**Aim**
The records below must be transcribed exactly. Do not include the pictures.

(Records with interface code)
--- start ---

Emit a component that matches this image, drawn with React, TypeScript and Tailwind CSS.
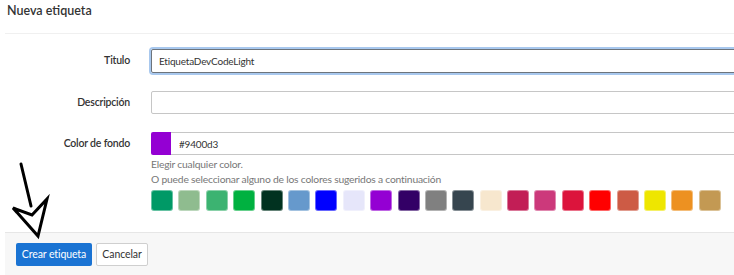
const swatches = [
  "#009966",
  "#8fbc8f",
  "#3cb371",
  "#00b140",
  "#013220",
  "#6699cc",
  "#0000ff",
  "#e6e6fa",
  "#9400d3",
  "#330066",
  "#808080",
  "#36454f",
  "#f7e7ce",
  "#c21e56",
  "#cc397b",
  "#dc143c",
  "#ff0000",
  "#cd5b45",
  "#eee600",
  "#ed9121",
  "#c39953",
]

function Arrow() {
  // flecha dibujada a mano que señala el botón
  return (
    <svg className="absolute left-0 top-0 pointer-events-none" width="60" height="245" viewBox="0 0 60 245">
      <path d="M21 164 L31 206" stroke="#000" strokeWidth="3" strokeLinecap="round" fill="none" />
      <path
        d="M13 208 L32 215 L47 199 L38 236 Z"
        stroke="#000"
        strokeWidth="3"
        strokeLinejoin="miter"
        fill="none"
      />
    </svg>
  )
}

export default function App() {
  return (
    <div className="relative w-[734px] h-[275px] overflow-hidden bg-white text-[#333] font-['Lato','Liberation_Sans',sans-serif]">
      <div className="ml-[5px] w-[800px]">
        {/* cabecera */}
        <div className="h-[34px] border-b border-[#f0f0f0] pl-[2px] pt-[2px]">
          <h4 className="text-[12.5px] font-semibold leading-[18px]">Nueva etiqueta</h4>
        </div>

        {/* cuerpo */}
        <div className="pt-[15px] h-[198px]">
          <div className="flex items-center h-[24px]">
            <label className="w-[125px] text-right text-[10.5px] tracking-[-0.2px] font-semibold">Titulo</label>
            <input
              readOnly
              value="EtiquetaDevCodeLight"
              className="ml-[21px] h-[24px] flex-1 rounded-[2px] border border-[#6d747c] px-[7px] text-[10px] tracking-[-0.2px] text-[#333] shadow-[0_0_0_2px_#a8c8ee] outline-none"
            />
          </div>

          <div className="flex items-center h-[23px] mt-[18px]">
            <label className="w-[125px] text-right text-[10.5px] tracking-[-0.2px] font-semibold">Descripción</label>
            <input
              readOnly
              value=""
              className="ml-[21px] h-[23px] flex-1 rounded-[2px] border border-[#c6c6c6] px-[7px] text-[10px] outline-none"
            />
          </div>

          <div className="flex mt-[18px]">
            <label className="w-[125px] h-[23px] flex items-center justify-end text-[10.5px] tracking-[-0.2px] font-semibold">
              Color de fondo
            </label>
            <div className="ml-[21px] flex-1">
              <div className="flex h-[23px]">
                <div className="w-[20px] h-[23px] rounded-l-[2px] bg-[#9400d3]" />
                <input
                  readOnly
                  value="#9400d3"
                  className="h-[23px] flex-1 border border-l-0 border-[#c6c6c6] px-[8px] text-[10px] tracking-[-0.2px] outline-none"
                />
              </div>
              <p className="mt-[2px] text-[10.3px] tracking-[-0.2px] leading-[15px] text-[#777]">Elegir cualquier color.</p>
              <p className="text-[10.3px] tracking-[-0.2px] leading-[15px] text-[#777]">
                O puede seleccionar alguno de los colores sugeridos a continuación
              </p>
              <div className="mt-[3px] flex gap-[5.4px]">
                {swatches.map((c) => (
                  <div
                    key={c}
                    className="w-[22px] h-[21px] rounded-[3px] border border-white/40"
                    style={{ backgroundColor: c }}
                  />
                ))}
              </div>
            </div>
          </div>
        </div>

        {/* pie */}
        <div className="h-[60px] border-t border-[#e6e6e6] bg-[#f7f7f7] pl-[11px] pt-[10px] flex gap-[4px] items-start">
          <button className="h-[23px] w-[76px] rounded-[2px] bg-[#1a73d3] text-[10.5px] tracking-[-0.1px] text-white">
            Crear etiqueta
          </button>
          <button className="h-[23px] w-[52px] rounded-[2px] border border-[#cfcfcf] bg-white text-[10.5px] tracking-[-0.1px] text-[#333]">
            Cancelar
          </button>
        </div>
      </div>
      <Arrow />
    </div>
  )
}
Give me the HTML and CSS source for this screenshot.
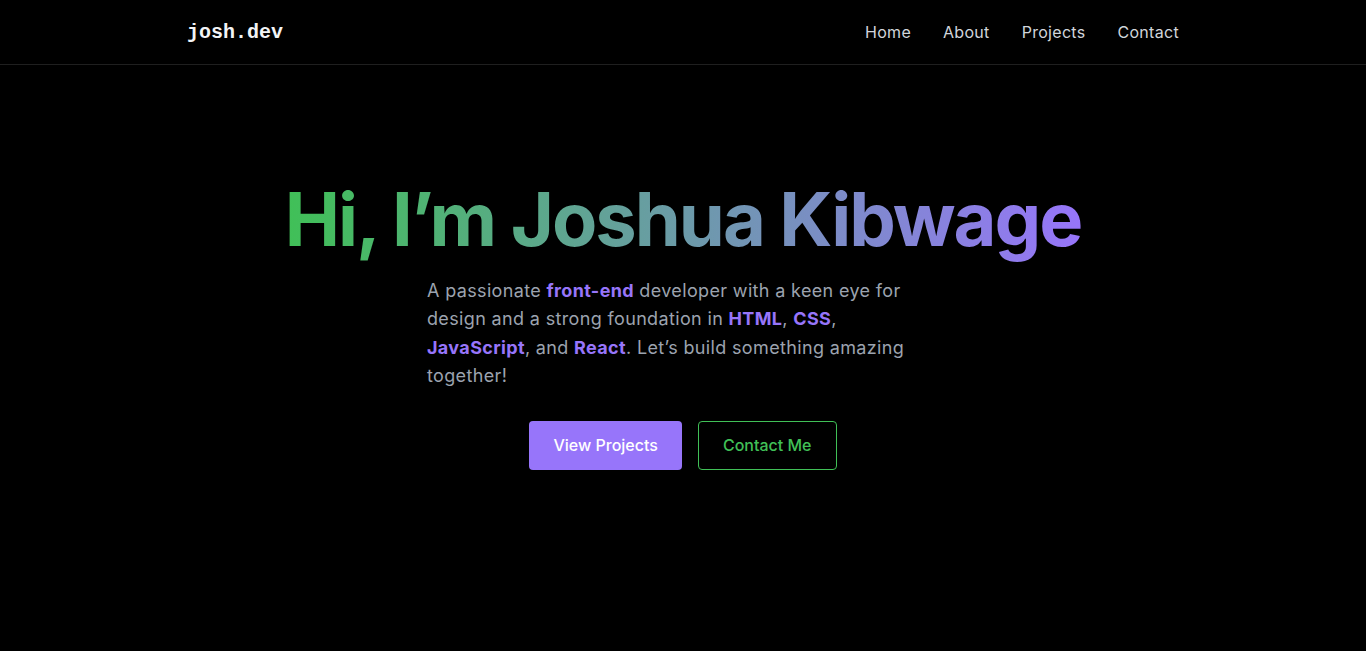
FILE: index.html
```html
<!DOCTYPE html>
<html lang="en">
<head>
<meta charset="utf-8">
<title>josh.dev</title>
<link rel="stylesheet" href="styles.css">
</head>
<body>
<header class="site-header">
  <div class="container nav">
    <a class="logo" href="#">josh.dev</a>
    <nav class="nav-links">
      <a href="#">Home</a>
      <a href="#">About</a>
      <a href="#">Projects</a>
      <a href="#">Contact</a>
    </nav>
  </div>
</header>
<main class="hero">
  <h1 class="hero-title">Hi, I’m Joshua Kibwage</h1>
  <p class="hero-text">A passionate <strong>front-end</strong> developer with a keen eye for design and a strong foundation in <strong>HTML</strong>, <strong>CSS</strong>, <strong>JavaScript</strong>, and <strong>React</strong>. Let’s build something amazing together!</p>
  <div class="hero-actions">
    <a class="btn btn-primary" href="#">View Projects</a>
    <a class="btn btn-outline" href="#">Contact Me</a>
  </div>
</main>
</body>
</html>
```
FILE: styles.css
```css
* { box-sizing: border-box; }
html, body { margin: 0; padding: 0; background: #000; }
body {
  font-family: "Inter", "Open Sans", sans-serif;
  color: #d1d5db;
  min-height: 100vh;
}
a { text-decoration: none; }
.site-header {
  border-bottom: 1px solid #1f1f1f;
}
.container {
  max-width: 992px;
  margin: 0 auto;
}
.nav {
  height: 64px;
  display: flex;
  align-items: center;
  justify-content: space-between;
}
.logo {
  font-family: "Liberation Mono", monospace;
  font-weight: 700;
  font-size: 20px;
  color: #f3f4f6;
}
.nav-links {
  display: flex;
  gap: 32px;
}
.nav-links a {
  color: #d1d5db;
  font-size: 16px;
  letter-spacing: 0.3px;
}
.hero {
  display: flex;
  flex-direction: column;
  align-items: center;
  padding-top: 110px;
}
.hero-title {
  margin: 0;
  font-size: 74px;
  font-weight: 700;
  line-height: 1.2;
  letter-spacing: -2px;
  background: linear-gradient(90deg, #40c057 0%, #9775fa 100%);
  -webkit-background-clip: text;
  background-clip: text;
  color: transparent;
}
.hero-text {
  max-width: 512px;
  margin: 13px 0 0;
  font-size: 18px;
  line-height: 28.5px;
  letter-spacing: 0.35px;
  color: #9ca3af;
}
.hero-text strong {
  color: #9775fa;
  font-weight: 700;
}
.hero-actions {
  display: flex;
  gap: 16px;
  margin-top: 30px;
}
.btn {
  display: inline-flex;
  align-items: center;
  justify-content: center;
  height: 49px;
  padding: 0 24px;
  border-radius: 4px;
  font-size: 16px;
  font-weight: 500;
}
.btn-primary {
  background: #9775fa;
  color: #fff;
}
.btn-outline {
  border: 1px solid #40c057;
  color: #40c057;
}
```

--- end ---

**Solution to this exercise**
Emit a component that matches this image, drawn with React, TypeScript and Tailwind CSS.
const swatches = [
  "#009966",
  "#8fbc8f",
  "#3cb371",
  "#00b140",
  "#013220",
  "#6699cc",
  "#0000ff",
  "#e6e6fa",
  "#9400d3",
  "#330066",
  "#808080",
  "#36454f",
  "#f7e7ce",
  "#c21e56",
  "#cc397b",
  "#dc143c",
  "#ff0000",
  "#cd5b45",
  "#eee600",
  "#ed9121",
  "#c39953",
]

function Arrow() {
  // flecha dibujada a mano que señala el botón
  return (
    <svg className="absolute left-0 top-0 pointer-events-none" width="60" height="245" viewBox="0 0 60 245">
      <path d="M21 164 L31 206" stroke="#000" strokeWidth="3" strokeLinecap="round" fill="none" />
      <path
        d="M13 208 L32 215 L47 199 L38 236 Z"
        stroke="#000"
        strokeWidth="3"
        strokeLinejoin="miter"
        fill="none"
      />
    </svg>
  )
}

export default function App() {
  return (
    <div className="relative w-[734px] h-[275px] overflow-hidden bg-white text-[#333] font-['Lato','Liberation_Sans',sans-serif]">
      <div className="ml-[5px] w-[800px]">
        {/* cabecera */}
        <div className="h-[34px] border-b border-[#f0f0f0] pl-[2px] pt-[2px]">
          <h4 className="text-[12.5px] font-semibold leading-[18px]">Nueva etiqueta</h4>
        </div>

        {/* cuerpo */}
        <div className="pt-[15px] h-[198px]">
          <div className="flex items-center h-[24px]">
            <label className="w-[125px] text-right text-[10.5px] tracking-[-0.2px] font-semibold">Titulo</label>
            <input
              readOnly
              value="EtiquetaDevCodeLight"
              className="ml-[21px] h-[24px] flex-1 rounded-[2px] border border-[#6d747c] px-[7px] text-[10px] tracking-[-0.2px] text-[#333] shadow-[0_0_0_2px_#a8c8ee] outline-none"
            />
          </div>

          <div className="flex items-center h-[23px] mt-[18px]">
            <label className="w-[125px] text-right text-[10.5px] tracking-[-0.2px] font-semibold">Descripción</label>
            <input
              readOnly
              value=""
              className="ml-[21px] h-[23px] flex-1 rounded-[2px] border border-[#c6c6c6] px-[7px] text-[10px] outline-none"
            />
          </div>

          <div className="flex mt-[18px]">
            <label className="w-[125px] h-[23px] flex items-center justify-end text-[10.5px] tracking-[-0.2px] font-semibold">
              Color de fondo
            </label>
            <div className="ml-[21px] flex-1">
              <div className="flex h-[23px]">
                <div className="w-[20px] h-[23px] rounded-l-[2px] bg-[#9400d3]" />
                <input
                  readOnly
                  value="#9400d3"
                  className="h-[23px] flex-1 border border-l-0 border-[#c6c6c6] px-[8px] text-[10px] tracking-[-0.2px] outline-none"
                />
              </div>
              <p className="mt-[2px] text-[10.3px] tracking-[-0.2px] leading-[15px] text-[#777]">Elegir cualquier color.</p>
              <p className="text-[10.3px] tracking-[-0.2px] leading-[15px] text-[#777]">
                O puede seleccionar alguno de los colores sugeridos a continuación
              </p>
              <div className="mt-[3px] flex gap-[5.4px]">
                {swatches.map((c) => (
                  <div
                    key={c}
                    className="w-[22px] h-[21px] rounded-[3px] border border-white/40"
                    style={{ backgroundColor: c }}
                  />
                ))}
              </div>
            </div>
          </div>
        </div>

        {/* pie */}
        <div className="h-[60px] border-t border-[#e6e6e6] bg-[#f7f7f7] pl-[11px] pt-[10px] flex gap-[4px] items-start">
          <button className="h-[23px] w-[76px] rounded-[2px] bg-[#1a73d3] text-[10.5px] tracking-[-0.1px] text-white">
            Crear etiqueta
          </button>
          <button className="h-[23px] w-[52px] rounded-[2px] border border-[#cfcfcf] bg-white text-[10.5px] tracking-[-0.1px] text-[#333]">
            Cancelar
          </button>
        </div>
      </div>
      <Arrow />
    </div>
  )
}
Give me the HTML and CSS source for this screenshot.
FILE: index.html
```html
<!DOCTYPE html>
<html lang="en">
<head>
<meta charset="utf-8">
<title>josh.dev</title>
<link rel="stylesheet" href="styles.css">
</head>
<body>
<header class="site-header">
  <div class="container nav">
    <a class="logo" href="#">josh.dev</a>
    <nav class="nav-links">
      <a href="#">Home</a>
      <a href="#">About</a>
      <a href="#">Projects</a>
      <a href="#">Contact</a>
    </nav>
  </div>
</header>
<main class="hero">
  <h1 class="hero-title">Hi, I’m Joshua Kibwage</h1>
  <p class="hero-text">A passionate <strong>front-end</strong> developer with a keen eye for design and a strong foundation in <strong>HTML</strong>, <strong>CSS</strong>, <strong>JavaScript</strong>, and <strong>React</strong>. Let’s build something amazing together!</p>
  <div class="hero-actions">
    <a class="btn btn-primary" href="#">View Projects</a>
    <a class="btn btn-outline" href="#">Contact Me</a>
  </div>
</main>
</body>
</html>
```
FILE: styles.css
```css
* { box-sizing: border-box; }
html, body { margin: 0; padding: 0; background: #000; }
body {
  font-family: "Inter", "Open Sans", sans-serif;
  color: #d1d5db;
  min-height: 100vh;
}
a { text-decoration: none; }
.site-header {
  border-bottom: 1px solid #1f1f1f;
}
.container {
  max-width: 992px;
  margin: 0 auto;
}
.nav {
  height: 64px;
  display: flex;
  align-items: center;
  justify-content: space-between;
}
.logo {
  font-family: "Liberation Mono", monospace;
  font-weight: 700;
  font-size: 20px;
  color: #f3f4f6;
}
.nav-links {
  display: flex;
  gap: 32px;
}
.nav-links a {
  color: #d1d5db;
  font-size: 16px;
  letter-spacing: 0.3px;
}
.hero {
  display: flex;
  flex-direction: column;
  align-items: center;
  padding-top: 110px;
}
.hero-title {
  margin: 0;
  font-size: 74px;
  font-weight: 700;
  line-height: 1.2;
  letter-spacing: -2px;
  background: linear-gradient(90deg, #40c057 0%, #9775fa 100%);
  -webkit-background-clip: text;
  background-clip: text;
  color: transparent;
}
.hero-text {
  max-width: 512px;
  margin: 13px 0 0;
  font-size: 18px;
  line-height: 28.5px;
  letter-spacing: 0.35px;
  color: #9ca3af;
}
.hero-text strong {
  color: #9775fa;
  font-weight: 700;
}
.hero-actions {
  display: flex;
  gap: 16px;
  margin-top: 30px;
}
.btn {
  display: inline-flex;
  align-items: center;
  justify-content: center;
  height: 49px;
  padding: 0 24px;
  border-radius: 4px;
  font-size: 16px;
  font-weight: 500;
}
.btn-primary {
  background: #9775fa;
  color: #fff;
}
.btn-outline {
  border: 1px solid #40c057;
  color: #40c057;
}
```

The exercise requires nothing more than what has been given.